The standard deviation of both three-year sets was also compared. They show similar patterns, indicating that the generated perturbations are well structured with respect to the expected real error structure. This is true for all variables, including those which failed the previous Kolmogorov–Smirnov test. The same comparison with three-year perturbations generated by the former method used at CMCC shows that the variability of the generated perturbations is so high that the patterns cannot be seen. In terms of structure, the model designed in this paper is a clear improvement.

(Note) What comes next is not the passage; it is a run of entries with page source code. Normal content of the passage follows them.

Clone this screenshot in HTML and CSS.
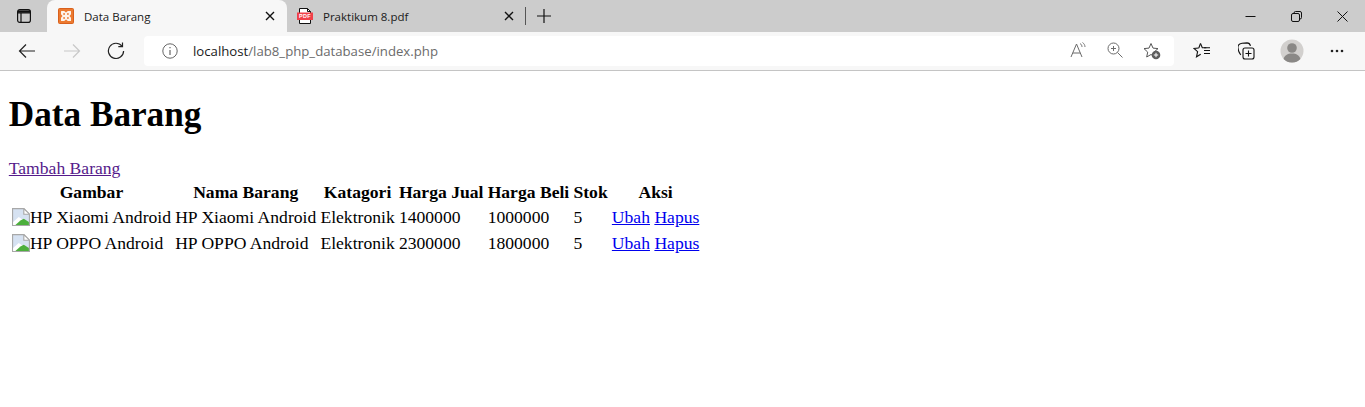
FILE: index.html
```html
<!DOCTYPE html>
<html lang="id">
<head>
  <meta charset="UTF-8" />
  <meta name="viewport" content="width=device-width, initial-scale=1.0" />
  <title>Data Barang</title>
  <link rel="stylesheet" href="styles.css">
</head>
<body>
  <header class="browser">
    <div class="tabstrip">
      <div class="strip-btn">
        <svg width="16" height="16" viewBox="0 0 16 16" fill="none" stroke="#111" stroke-width="1.2"><rect x="1.6" y="1.6" width="12.8" height="12.8" rx="2.2"/><path d="M1.6 5h12.8M5 5v9.4" /><path d="M2 2.4h12v2.4H2z" fill="#111" stroke="none"/></svg>
      </div>
      <div class="tab tab-active">
        <svg class="tab-icon" width="16" height="16" viewBox="0 0 16 16"><rect x=".5" y=".5" width="15" height="15" rx="1" fill="#ec7a30" stroke="#d9601c"/><path d="M3 3.500q0-.5.5-.5h2.700l1.800 1.500L9.800 3h2.700q.5 0 .5.5v2.700L11.500 8 13 9.800v2.700q0 .5-.5.5H9.800L8 11.500 6.200 13H3.500q-.5 0-.5-.5V9.800L4.500 8 3 6.200z" fill="#fdf3ea"/><path d="M5.200 5.200h1.800v1.500H5.200zM9 5.200h1.800v1.500H9zM5.200 9.300h1.800v1.500H5.200zM9 9.300h1.800v1.500H9z" fill="#ec7a30"/></svg>
        <span class="tab-title">Data Barang</span>
        <svg class="tab-close" width="10" height="10" viewBox="0 0 10 10" stroke="#111" stroke-width="1.4"><path d="M1 1l8 8M9 1L1 9"/></svg>
      </div>
      <div class="tab tab-last">
        <svg class="tab-icon" width="16" height="16" viewBox="0 0 16 16"><path d="M2.500.5h8l3 3v12h-11z" fill="#fff" stroke="#111"/><path d="M10.500.5v3h3" fill="none" stroke="#111"/><rect y="4.500" width="16" height="7.500" fill="#f1404a"/><text x="8" y="10.300" text-anchor="middle" class="pdf-label">PDF</text></svg>
        <span class="tab-title">Praktikum 8.pdf</span>
        <svg class="tab-close" width="10" height="10" viewBox="0 0 10 10" stroke="#111" stroke-width="1.4"><path d="M1 1l8 8M9 1L1 9"/></svg>
      </div>
      <div class="tab-divider"></div>
      <div class="new-tab">
        <svg width="14" height="14" viewBox="0 0 14 14" stroke="#111" stroke-width="1.2"><path d="M7 0v14M0 7h14"/></svg>
      </div>
      <div class="window-controls">
        <div class="win-btn"><svg width="11" height="11" viewBox="0 0 11 11" stroke="#111"><path d="M.5 5.500h10"/></svg></div>
        <div class="win-btn"><svg width="11" height="11" viewBox="0 0 11 11" fill="none" stroke="#111"><rect x=".5" y="2.500" width="8" height="8" rx="1.500"/><path d="M3 2.400V2A1.500 1.500 0 0 1 4.500.5h4.500A1.500 1.500 0 0 1 10.500 2v4.500A1.500 1.500 0 0 1 9 8"/></svg></div>
        <div class="win-btn"><svg width="11" height="11" viewBox="0 0 11 11" stroke="#111"><path d="M.5.5l10 10M10.500.5l-10 10"/></svg></div>
      </div>
    </div>
    <div class="toolbar">
      <div class="nav-btn"><svg width="18" height="16" viewBox="0 0 18 16" fill="none" stroke="#222" stroke-width="1.200"><path d="M17 8H1.500M8 1.500L1.500 8 8 14.500"/></svg></div>
      <div class="nav-btn"><svg width="18" height="16" viewBox="0 0 18 16" fill="none" stroke="#c8c8c8" stroke-width="1.200"><path d="M1 8h15.500M10 1.500L16.500 8 10 14.500"/></svg></div>
      <div class="nav-btn"><svg width="18" height="18" viewBox="0 0 18 18" fill="none" stroke="#222" stroke-width="1.200"><path d="M15 4.200A7.600 7.600 0 1 0 16.600 9"/><path d="M15.500 .5v4.200h-4.200"/></svg></div>
      <div class="addressbar">
        <svg class="info-icon" width="16" height="16" viewBox="0 0 16 16" fill="none" stroke="#666"><circle cx="8" cy="8" r="7.200"/><path d="M8 7v5" stroke-width="1.200"/><path d="M8 4v1.300" stroke-width="1.200"/></svg>
        <span class="url"><span class="url-host">localhost</span>/lab8_php_database/index.php</span>
        <div class="addr-icons">
          <div class="addr-btn"><svg width="18" height="16" viewBox="-2 0 18 16" fill="none" stroke="#6b6b6b"><path d="M0 15L5.500 2 11 15M1.800 11h7.400"/><path d="M9 1.500c1.400.8 2 2 2 3.500M11.500 .5c1.600 1.100 2.500 2.700 2.500 4.500" stroke-width=".9"/></svg></div>
          <div class="addr-btn"><svg width="16" height="16" viewBox="0 0 16 16" fill="none" stroke="#6b6b6b"><circle cx="6.500" cy="6.500" r="5.500"/><path d="M10.500 10.500l5 5M6.500 4v5M4 6.500h5"/></svg></div>
          <div class="addr-btn"><svg width="18" height="18" viewBox="0 0 18 18"><path d="M8 1.500l2 4.600 5 .5-3.700 3.300 1 4.900L8 12.500l-4.300 2.500 1-4.900L1 6.600l5-.5z" fill="none" stroke="#555" stroke-width="1"/><circle cx="13" cy="13" r="4.300" fill="#5c5c5c"/><path d="M13 10.800v4.400M10.800 13h4.400" stroke="#fff"/></svg></div>
        </div>
      </div>
      <div class="tool-icons">
        <div class="tool-btn"><svg width="18" height="18" viewBox="0 0 18 18" fill="none" stroke="#111" stroke-width="1.100"><path d="M7.500 1.500l1.800 4.300 4-.1M5.800 6L1 6.400l3.600 3.300-1.100 5.100 4.200-2.600"/><path d="M7.500 1.500L5.800 6M11 8.500h6M11 11.500h6M11 5.700h6"/></svg></div>
        <div class="tool-btn"><svg width="18" height="18" viewBox="1 0 18 18" fill="none" stroke="#111" stroke-width="1.100"><rect x="6" y="6" width="11" height="11" rx="2"/><path d="M11.500 8.500v6M8.500 11.500h6"/><path d="M3.800 13C2 10.500 1 8 .9 5.500.9 3 2.500 1.600 5 1.300L10 .9c1.800 0 3 1 3.500 3"/></svg></div>
        <div class="tool-btn">
          <div class="avatar">
            <svg width="24" height="24" viewBox="0 0 24 24"><circle cx="12" cy="12" r="11.500" fill="#d2d0ce"/><circle cx="12" cy="9" r="4.800" fill="#8a8886"/><path d="M3.600 20c.7-3.500 4-5.500 8.400-5.500s7.700 2 8.400 5.500A11.500 11.500 0 0 1 12 23.500 11.500 11.500 0 0 1 3.600 20z" fill="#8a8886"/></svg>
          </div>
        </div>
        <div class="tool-btn"><svg width="14" height="4" viewBox="0 0 14 4" fill="#222"><circle cx="2" cy="2" r="1.300"/><circle cx="7" cy="2" r="1.300"/><circle cx="12" cy="2" r="1.300"/></svg></div>
      </div>
    </div>
  </header>

  <main class="page">
    <h1>Data Barang</h1>
    <a class="visited" href="#">Tambah Barang</a>
    <table>
      <tr>
        <th>Gambar</th>
        <th>Nama Barang</th>
        <th>Katagori</th>
        <th>Harga Jual</th>
        <th>Harga Beli</th>
        <th>Stok</th>
        <th>Aksi</th>
      </tr>
      <tr>
        <td><svg class="broken" width="18" height="18" viewBox="0 0 16 16"><path d="M.5.500h10l5 5v10H.5z" fill="#d6e2f2" stroke="#a8a8a8"/><path d="M10.500.5v5h5z" fill="#fff" stroke="#a8a8a8"/><path d="M1 15v-2.500L6 8l3.500 2.500L8 15z" fill="#fff"/><path d="M3 15l4.500-4 3-1.500 4.500 3V15z" fill="#4caf3c"/></svg>HP Xiaomi Android</td>
        <td>HP Xiaomi Android</td>
        <td>Elektronik</td>
        <td>1400000</td>
        <td>1000000</td>
        <td>5</td>
        <td><a href="#">Ubah</a> <a href="#">Hapus</a></td>
      </tr>
      <tr>
        <td><svg class="broken" width="18" height="18" viewBox="0 0 16 16"><path d="M.5.500h10l5 5v10H.5z" fill="#d6e2f2" stroke="#a8a8a8"/><path d="M10.500.5v5h5z" fill="#fff" stroke="#a8a8a8"/><path d="M1 15v-2.500L6 8l3.500 2.500L8 15z" fill="#fff"/><path d="M3 15l4.500-4 3-1.500 4.500 3V15z" fill="#4caf3c"/></svg>HP OPPO Android</td>
        <td>HP OPPO Android</td>
        <td>Elektronik</td>
        <td>2300000</td>
        <td>1800000</td>
        <td>5</td>
        <td><a href="#">Ubah</a> <a href="#">Hapus</a></td>
      </tr>
    </table>
  </main>
</body>
</html>
```

FILE: styles.css
```css
html, body {
  margin: 0;
  padding: 0;
  overflow: hidden;
  background: white;
}
.browser {
  font-family: 'Open Sans', sans-serif;
  color: #1a1a1a;
}
svg {
  display: block;
}
.tabstrip {
  display: flex;
  height: 32px;
  background: #cccccc;
}
.strip-btn {
  width: 47px;
  display: flex;
  justify-content: center;
  align-items: center;
}
.tab {
  width: 240px;
  display: flex;
  align-items: center;
  padding: 0 10px;
  box-sizing: border-box;
  font-size: 11.5px;
}
.tab-active {
  padding-left: 11px;
  background: #f7f7f7;
  border-radius: 8px 8px 0 0;
}
.tab-last {
  width: 238px;
}
.tab-icon {
  margin-right: 10px;
}
.tab-title {
  flex: 1;
}
.tab-close {
  margin-right: 1px;
}
.tab-active .tab-close {
  margin-right: 2px;
}
.pdf-label {
  font-family: 'Liberation Sans', sans-serif;
  font-size: 5.5px;
  font-weight: bold;
  letter-spacing: 0.4px;
  fill: white;
}
.tab-divider {
  width: 1px;
  height: 18px;
  margin-top: 7px;
  background: #555;
}
.new-tab {
  width: 36px;
  display: flex;
  justify-content: center;
  align-items: center;
}
.window-controls {
  display: flex;
  margin-left: auto;
}
.win-btn {
  width: 46px;
  display: flex;
  justify-content: center;
  align-items: center;
}
.toolbar {
  display: flex;
  align-items: center;
  height: 38px;
  padding-left: 5px;
  background: #f7f7f7;
  border-bottom: 1px solid #c4c4c4;
}
.nav-btn {
  width: 44.5px;
  display: flex;
  justify-content: center;
}
.addressbar {
  display: flex;
  align-items: center;
  width: 1030px;
  height: 30px;
  margin-left: 5px;
  padding-left: 18px;
  box-sizing: border-box;
  background: white;
  border-radius: 4px;
}
.info-icon {
  margin-right: 15.5px;
}
.url {
  font-size: 13.2px;
  color: #6b6b6b;
}
.url-host {
  color: #1a1a1a;
}
.addr-icons {
  display: flex;
  margin-left: auto;
  padding-right: 3px;
}
.addr-btn {
  width: 37px;
  display: flex;
  justify-content: center;
}
.tool-icons {
  display: flex;
  margin-left: 6px;
}
.tool-btn {
  width: 45px;
  display: flex;
  justify-content: center;
  align-items: center;
}
.page {
  margin: 8.8px;
  font-family: 'Liberation Serif', serif;
  font-size: 17.6px;
  color: black;
}
h1 {
  font-size: 35.2px;
  margin: 23.6px 0;
}
a {
  color: #0000ee;
}
a.visited {
  color: #551a8b;
}
table {
  border-spacing: 2.2px;
}
th, td {
  padding: 1.1px;
}
.broken {
  display: inline-block;
  vertical-align: -3px;
}
```
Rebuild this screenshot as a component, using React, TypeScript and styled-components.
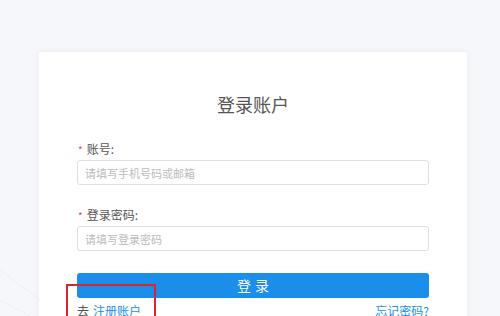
import styled, { createGlobalStyle } from 'styled-components'
import * as React from 'react'

const GlobalStyle = createGlobalStyle`
  html, body {
    margin: 0;
    padding: 0;
    background: #f5f7fa;
    font-family: "Noto Sans CJK SC", "Noto Sans", sans-serif;
    overflow: hidden;
  }
`

const Page = styled.div`
  position: relative;
  width: 500px;
  height: 316px;
  overflow: hidden;
  background: #f5f7fa;
  padding-top: 52px;
  box-sizing: border-box;
`

const Card = styled.div`
  width: 428px;
  margin-left: 39px;
  background: #fff;
  border-radius: 3px;
  box-shadow: 0 0 8px rgba(0, 0, 0, 0.05);
  padding: 38px 38px 40px;
  box-sizing: border-box;
`

const Title = styled.h1`
  margin: 0 0 23px;
  text-align: center;
  font-size: 18px;
  font-weight: 400;
  color: #555;
  line-height: 28px;
`

const Field = styled.div`
  margin-bottom: 22px;
`

const Label = styled.div`
  font-size: 12px;
  line-height: 16px;
  color: #555;
  margin-bottom: 2px;
  padding-left: 1px;
`

const Star = styled.span`
  color: #e34b4b;
  margin-right: 4px;
  font-size: 10px;
`

const Input = styled.input`
  display: block;
  width: 100%;
  height: 25px;
  box-sizing: border-box;
  border: 1px solid #dcdfe6;
  border-radius: 3px;
  padding: 0 7px;
  font-family: inherit;
  font-size: 11px;
  color: #555;
  outline: none;
  &::placeholder {
    color: #bbb;
  }
`

const Submit = styled.button`
  display: block;
  width: 100%;
  height: 25px;
  margin-top: 16px;
  border: none;
  border-radius: 3px;
  background: #1a8ee8;
  color: #fff;
  font-family: inherit;
  font-size: 14px;
  letter-spacing: 4px;
  padding: 0 0 0 4px;
  line-height: 25px;
`

const Links = styled.div`
  display: flex;
  justify-content: space-between;
  margin-top: 4px;
  font-size: 12px;
  line-height: 18px;
`

const Plain = styled.span`
  color: #555;
  margin-right: 4px;
`

const Link = styled.a`
  color: #1a8ee8;
  text-decoration: none;
`

const Marker = styled.div`
  position: absolute;
  left: 66px;
  top: 284px;
  width: 90px;
  height: 40px;
  border: 2px solid #d9262c;
  box-sizing: border-box;
`

const Deco = styled.svg`
  position: absolute;
  left: 0;
  top: 200px;
`

export default function App() {
  return (
    <>
      <GlobalStyle />
      <Page>
        <Deco width="40" height="116" viewBox="0 0 40 116">
          <path d="M0 70 L40 100" stroke="#edf0f4" strokeWidth="1" fill="none" />
          <path d="M0 100 L30 116" stroke="#edf0f4" strokeWidth="1" fill="none" />
        </Deco>
        <Card>
          <Title>登录账户</Title>
          <Field>
            <Label>
              <Star>*</Star>账号:
            </Label>
            <Input placeholder="请填写手机号码或邮箱" />
          </Field>
          <Field>
            <Label>
              <Star>*</Star>登录密码:
            </Label>
            <Input type="password" placeholder="请填写登录密码" />
          </Field>
          <Submit>登录</Submit>
          <Links>
            <span>
              <Plain>去</Plain>
              <Link href="#">注册账户</Link>
            </span>
            <Link href="#">忘记密码?</Link>
          </Links>
        </Card>
        <Marker />
      </Page>
    </>
  )
}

With the method proposed in this paper, perturbations for the atmospheric forcing fields can be generated on demand in a flexible and cheap way. Once the model has been designed, the generation does not depend on any external data, and hence does not rely on the production of atmospheric reanalyses or forecasts. The generated perturbations are realistic and are spanned in the space defined by the training data, unlike other meaningful methods such as multivariate EOFs for instance, which perturbations are spanned in a more limited space given by the number of EOFs used. The perturbations generated in the model are daily means and are hence less dependent on temporal correlations than three-hourly means for example. However, a possible improvement of the method could include some temporal correlation between the perturbations generated for the independent variable swrd.

The atmospheric forcing perturbations generated by the model designed in this study have proven satisfying enough to be used in Observing System Simulation Experiments (OSSEs) using ensembles in the framework of the AtlantOS project. Results from these experiments will be soon reported in another article.